Введение в теоретическую лингвистику
Шрифт:
Грамматисты давно пришли к тому мнению, что термин «притяжательный», с семантической точки зрения, является наиболее точным обозначением самой типичной функции «генитива». Не только в индоевропейских, но и во многих генетически не связанных языках мира наблюдается удивительный параллелизм: (а) между прилагательным и «генитивом», с одной стороны, и (b) между генитивом и субъектом и/или объектом глагола — с другой.

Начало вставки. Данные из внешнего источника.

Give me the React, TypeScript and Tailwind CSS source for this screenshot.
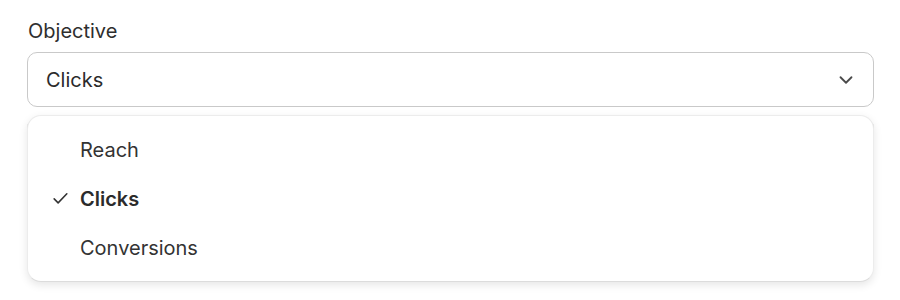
import React from "react";

export default function App() {
  return (
    <div className="w-[900px] h-[300px] bg-white relative overflow-hidden" style={{ fontFamily: "Inter, 'Noto Sans', sans-serif" }}>
      <div className="pt-[18px] pl-[27px] pr-[26px]">
        <div className="text-[20px] leading-[26px] text-[#2e2e2e] pl-[1px]">Objective</div>
        <div className="mt-[8px] h-[55px] rounded-[10px] border border-[#c9c9c9] flex items-center justify-between pl-[18px] pr-[16px]">
          <span className="text-[20px] text-[#2b2b2b]">Clicks</span>
          <svg width="22" height="22" viewBox="0 0 24 24" fill="none" stroke="#4a4a4a" strokeWidth="2" strokeLinecap="round" strokeLinejoin="round">
            <path d="M6 9l6 6 6-6" />
          </svg>
        </div>
      </div>
      <div className="absolute left-[27px] right-[26px] top-[118px] h-[150px] rounded-[10px] border border-[#c4c4c4] bg-white" />
      <div className="absolute left-[27px] right-[26px] top-[115px] h-[167px] rounded-[14px] border border-[#ececec] border-b-[#dcdcdc] bg-white shadow-[0_3px_8px_rgba(0,0,0,0.10)] pt-[9px]">
        <div className="h-[49px] flex items-center pl-[52px] text-[20px] text-[#333]">Reach</div>
        <div className="h-[49px] flex items-center text-[20px] text-[#2b2b2b] font-semibold">
          <span className="w-[52px] flex justify-end pr-[10px]">
            <svg width="19" height="19" viewBox="0 0 24 24" fill="none" stroke="#333" strokeWidth="2" strokeLinecap="round" strokeLinejoin="round">
              <path d="M4 12.5l5 5L20 6" />
            </svg>
          </span>
          Clicks
        </div>
        <div className="h-[49px] flex items-center pl-[52px] text-[20px] text-[#333]">Conversions</div>
      </div>
    </div>
  );
}
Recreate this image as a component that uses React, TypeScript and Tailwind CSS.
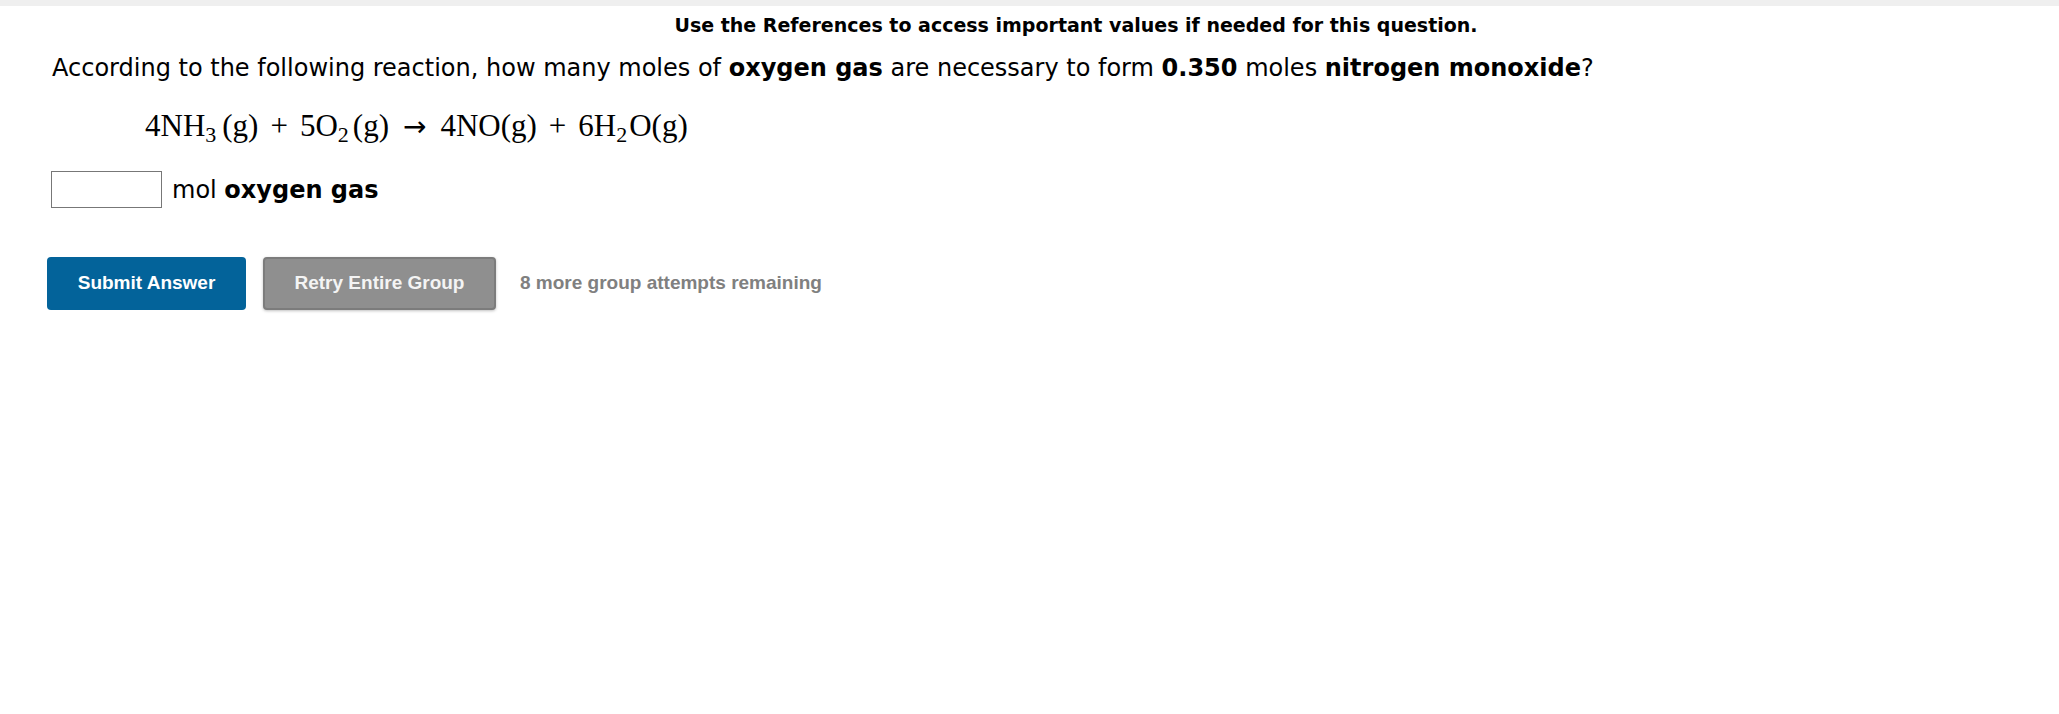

Самая типичная функция так называемого «притяжательного» падежа, или «генитива», — это модификация существительного или именной группы в составе эндоцентрической конструкции (об эндоцентрических vs. экзоцентрических конструкциях см. в § 6.4.1); именно такова и наиболее типичная функция прилагательного; ср. Harry's pencil 'карандаш Гарри', the red pencil 'красный карандаш'. Именно на эту функцию и указывает традиционный термин «приименной» (подобно тому как термин «приглагольный» («адвербиальный») указывает на функцию, связанную с модификацией глагола в составе эндоцентрической конструкции; однако термин «наречие» («адверб») использовался в традиционной грамматике гораздо чаще, чем термин «приименной») [57] . Эта приименная «атрибутивная» функция существительных и прилагательных связана с их «предикативной» функцией в сочетании с глаголом to be; ср. The pencil is Harry's 'Карандаш принадлежит Гарри' : Harry's pencil 'карандаш Гарри'; The pencil is red 'Карандаш красный' : the red pencil 'красный карандаш'. Аналогичным образом эндо-центрическая конструкция типа «приименная форма + субстантивированный глагол» обнаруживает трансформационную связь либо с субъектно-предикатной конструкцией, либо с объектно-предикатной конструкцией. В этом случае принято говорить, соответственно, о субъектном и объектном «генитиве»; ср. Bill's death 'Смерть Билла', John's killing of Bill 'Убийство Билла Джоном'; Bill died 'Билл
57
Английские варианты терминов более прозрачны по структуре: adnominal 'приименной', adverbial 'наречный', advero 'наречие'. — Прим. перев.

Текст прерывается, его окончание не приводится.